**Problem to solve**: The listing below should be written out exactly; please include all of it.

**Source material**:
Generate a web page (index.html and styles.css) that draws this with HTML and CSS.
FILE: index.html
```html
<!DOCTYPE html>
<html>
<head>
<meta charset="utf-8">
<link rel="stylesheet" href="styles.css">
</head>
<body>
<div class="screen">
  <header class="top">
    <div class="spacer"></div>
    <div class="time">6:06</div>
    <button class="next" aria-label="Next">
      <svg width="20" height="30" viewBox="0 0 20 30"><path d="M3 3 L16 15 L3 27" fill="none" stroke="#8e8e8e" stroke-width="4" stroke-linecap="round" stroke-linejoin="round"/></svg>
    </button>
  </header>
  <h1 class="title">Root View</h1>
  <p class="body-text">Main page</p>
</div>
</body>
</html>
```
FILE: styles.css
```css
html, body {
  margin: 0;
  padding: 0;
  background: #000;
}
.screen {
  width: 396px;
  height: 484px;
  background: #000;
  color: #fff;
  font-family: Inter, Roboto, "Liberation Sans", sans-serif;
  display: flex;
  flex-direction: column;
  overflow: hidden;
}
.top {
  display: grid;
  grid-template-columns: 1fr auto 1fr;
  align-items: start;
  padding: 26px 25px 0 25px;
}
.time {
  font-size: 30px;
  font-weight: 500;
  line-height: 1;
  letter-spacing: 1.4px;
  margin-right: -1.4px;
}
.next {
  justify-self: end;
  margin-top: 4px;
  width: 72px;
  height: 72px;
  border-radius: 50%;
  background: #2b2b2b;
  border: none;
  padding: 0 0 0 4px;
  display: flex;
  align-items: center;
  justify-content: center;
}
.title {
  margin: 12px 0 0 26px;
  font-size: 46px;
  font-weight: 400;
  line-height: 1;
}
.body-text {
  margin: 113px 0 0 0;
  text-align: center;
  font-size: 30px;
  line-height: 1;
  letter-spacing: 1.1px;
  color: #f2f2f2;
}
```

**Result of this task**:
Generate a web page (index.html and styles.css) that draws this with HTML and CSS.
FILE: index.html
```html
<!DOCTYPE html>
<html>
<head>
<meta charset="utf-8">
<link rel="stylesheet" href="styles.css">
</head>
<body>
<div class="screen">
  <header class="top">
    <div class="spacer"></div>
    <div class="time">6:06</div>
    <button class="next" aria-label="Next">
      <svg width="20" height="30" viewBox="0 0 20 30"><path d="M3 3 L16 15 L3 27" fill="none" stroke="#8e8e8e" stroke-width="4" stroke-linecap="round" stroke-linejoin="round"/></svg>
    </button>
  </header>
  <h1 class="title">Root View</h1>
  <p class="body-text">Main page</p>
</div>
</body>
</html>
```
FILE: styles.css
```css
html, body {
  margin: 0;
  padding: 0;
  background: #000;
}
.screen {
  width: 396px;
  height: 484px;
  background: #000;
  color: #fff;
  font-family: Inter, Roboto, "Liberation Sans", sans-serif;
  display: flex;
  flex-direction: column;
  overflow: hidden;
}
.top {
  display: grid;
  grid-template-columns: 1fr auto 1fr;
  align-items: start;
  padding: 26px 25px 0 25px;
}
.time {
  font-size: 30px;
  font-weight: 500;
  line-height: 1;
  letter-spacing: 1.4px;
  margin-right: -1.4px;
}
.next {
  justify-self: end;
  margin-top: 4px;
  width: 72px;
  height: 72px;
  border-radius: 50%;
  background: #2b2b2b;
  border: none;
  padding: 0 0 0 4px;
  display: flex;
  align-items: center;
  justify-content: center;
}
.title {
  margin: 12px 0 0 26px;
  font-size: 46px;
  font-weight: 400;
  line-height: 1;
}
.body-text {
  margin: 113px 0 0 0;
  text-align: center;
  font-size: 30px;
  line-height: 1;
  letter-spacing: 1.1px;
  color: #f2f2f2;
}
```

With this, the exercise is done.